More context, from the Des Moines Register:

A group of about two dozen Des Moines Black Lives Matter activists showed up to Reynolds’ public events in Steamboat Rock and Ackley, each about 90 miles from Des Moines, on Tuesday to urge her to immediately sign an executive order restoring voting rights to people with felony convictions who have completed their sentences. Reynolds has said she will sign the order but not immediately.

The activists were not allowed into Reynolds’ events, which were held on private property, so a group of them stood in the driveway of Family Traditions Meat in Ackley to block Reynolds from driving away.


Cavil said he stood in the driveway because he wanted to speak with Reynolds. “The SUV that Gov. Reynolds was driving in drove right up to me. I was standing right in front of the car and I just stood there. I was like, ‘I’m going to stand here. Surely the driver of the governor is not going to hit me with her car. This is the governor, my governor, who’s supposed to be representing me,” Cavil told the Des Moines Register. “I’m sure that her car is not going to intentionally hit me. I was wrong.”

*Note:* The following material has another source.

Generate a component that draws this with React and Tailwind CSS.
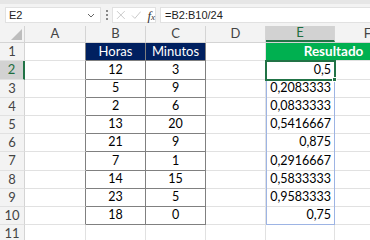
import React from "react"

const cols = [
  { key: "A", w: "w-[61px]" },
  { key: "B", w: "w-[60px]" },
  { key: "C", w: "w-[60px]" },
  { key: "D", w: "w-[60px]" },
  { key: "E", w: "w-[69px]" },
  { key: "F", w: "w-[66px]" },
]

const horas = [12, 5, 2, 13, 21, 7, 14, 23, 18]
const minutos = [3, 9, 6, 20, 9, 1, 15, 5, 0]
const resultado = ["0,5", "0,2083333", "0,0833333", "0,5416667", "0,875", "0,2916667", "0,5833333", "0,9583333", "0,75"]
const heights = ["h-[18px]", "h-[19px]", "h-[18px]", "h-[18px]", "h-[18px]", "h-[18px]", "h-[19px]", "h-[18px]", "h-[18px]", "h-[18px]", "h-[18px]"]

const FormulaBar = () => (
  <div className="h-[26px] bg-[#f3f3f3] border-t-[4px] border-[#e6e6e6] flex items-start pt-[3px] pl-[5px] text-[11px] text-[#222] font-['Liberation_Sans',sans-serif]">
    <div className="w-[96px] h-[16px] bg-white border border-[#e1e1e1] flex items-center justify-between pl-[3px] pr-[5px]">
      <span>E2</span>
      <svg width="8" height="5" viewBox="0 0 8 5" className="text-[#666]">
        <path d="M1 1l3 3 3-3" fill="none" stroke="currentColor" strokeWidth="1" />
      </svg>
    </div>
    <div className="w-[11px] h-[16px] flex flex-col items-center justify-center gap-[2px]">
      <span className="w-[2px] h-[2px] bg-[#888]" />
      <span className="w-[2px] h-[2px] bg-[#888]" />
      <span className="w-[2px] h-[2px] bg-[#888]" />
    </div>
    <div className="w-[44px] h-[16px] bg-white border border-[#e1e1e1] flex items-center pl-[3px] gap-[5px]">
      <svg width="10" height="10" viewBox="0 0 10 10">
        <path d="M1 1l8 8M9 1l-8 8" stroke="#c8c8c8" strokeWidth="1" />
      </svg>
      <svg width="11" height="10" viewBox="0 0 11 10">
        <path d="M1 5.5l3 3L10 1.5" fill="none" stroke="#c8c8c8" strokeWidth="1" />
      </svg>
      <span className="font-['Liberation_Serif',serif] italic text-[13px] text-[#333] leading-none ml-[1px]">
        f<span className="text-[9px]">x</span>
      </span>
    </div>
    <div className="flex-1 ml-[4px] h-[16px] bg-white border border-[#e1e1e1] border-r-0 flex items-center pl-[4px]">
      =B2:B10/24
    </div>
  </div>
)

const ColumnHeaders = () => (
  <div className="flex h-[17px] bg-[#f3f3f3] border-b border-[#d4d4d4] text-[13px] text-[#444]">
    <div className="w-[25px] shrink-0 relative border-r border-[#d4d4d4]">
      <div className="absolute right-[2px] bottom-[2px] w-0 h-0 border-l-[11px] border-l-transparent border-b-[11px] border-b-[#bdbdbd]" />
    </div>
    {cols.map((c) => (
      <div
        key={c.key}
        className={`${c.w} shrink-0 flex items-center justify-center border-r border-[#d4d4d4] ${
          c.key === "E" ? "bg-[#d2d2d2] text-[#1e6e3f] border-b-2 border-b-[#217346]" : ""
        }`}
      >
        {c.key}
      </div>
    ))}
  </div>
)

const cellText = (col, r) => {
  if (r === 0) {
    if (col === "B") return "Horas"
    if (col === "C") return "Minutos"
    return ""
  }
  if (col === "B") return horas[r - 1] ?? ""
  if (col === "C") return minutos[r - 1] ?? ""
  if (col === "E") return resultado[r - 1] ?? ""
  return ""
}

const Row = ({ r }) => {
  const inTable = r <= 9
  return (
    <div className={`flex ${heights[r]} ${r === 0 ? "text-[13px]" : "text-[12.5px]"} text-black`}>
      <div
        className={`w-[25px] shrink-0 flex items-center justify-center text-[13px] border-b border-[#e1e1e1] ${
          r === 1 ? "bg-[#d2d2d2] text-[#1e6e3f] border-r-2 border-r-[#217346]" : "bg-[#f3f3f3] text-[#444] border-r border-r-[#d4d4d4]"
        }`}
      >
        {r + 1}
      </div>
      {cols.map((c) => {
        const txt = cellText(c.key, r)
        if (r === 0 && (c.key === "E" || c.key === "F")) {
          if (c.key === "F") return null
          return (
            <div
              key={c.key}
              className="w-[135px] shrink-0 bg-[#00b050] text-white text-[13.5px] font-bold flex items-center justify-center border-b border-[#e1e1e1]"
            >
              Resultado
            </div>
          )
        }
        const tableCell = inTable && (c.key === "B" || c.key === "C")
        let cls = "border-r border-b border-[#e1e1e1]"
        if (tableCell) {
          cls = r === 0 ? "bg-[#002060] text-white border-r border-r-[#7f7f7f] border-b border-b-[#7f7f7f]" : "border-r border-b border-[#808080]"
        }
        if (c.key === "A" && inTable) cls = "border-r border-r-[#808080] border-b border-b-[#e1e1e1]"
        const align = c.key === "E" ? "justify-end pr-[3px]" : "justify-center"
        return (
          <div key={c.key} className={`${c.w} shrink-0 flex items-center ${align} ${cls}`}>
            {txt}
          </div>
        )
      })}
    </div>
  )
}

export default function App() {
  return (
    <div className="w-[370px] h-[240px] overflow-hidden bg-white font-['Lato',sans-serif]">
      <FormulaBar />
      <ColumnHeaders />
      <div className="relative">
        {Array.from({ length: 11 }).map((_, r) => (
          <Row key={r} r={r} />
        ))}
        {/* spill range border */}
        <div className="absolute left-[266px] top-[18px] w-[69px] h-[164px] border border-[#9db4e4] pointer-events-none" />
        {/* active cell */}
        <div className="absolute left-[265px] top-[17px] w-[71px] h-[21px] border-2 border-[#217346] pointer-events-none">
          <div className="absolute -right-[3px] -bottom-[3px] w-[5px] h-[5px] bg-[#217346] border border-white" />
        </div>
      </div>
    </div>
  )
}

According to Cavil, the car, which was being driven by a member of the Iowa State Patrol, “stopped in front of him for a second and then accelerated. “I 100 percent think they intentionally hit me,” he said to the Register. “There’s no way that this driver could not see me right in front of his car.” As he recounted, he wasn’t injured, but “it was shocking when the vehicle hit him” and “the impact spun him around and lifted him slightly onto the hood of the vehicle.”


Cavil also promised that he and other activists will continue to birddog Reynolds, so this may not be the last time the governor and her driver decide to use their vehicle to bulldoze their way out of a conversation Reynolds is too chickenshit to have.

“We just want answers. That’s why we’re following her around. We want her to know that we are not going to stay silent,” Cavil said.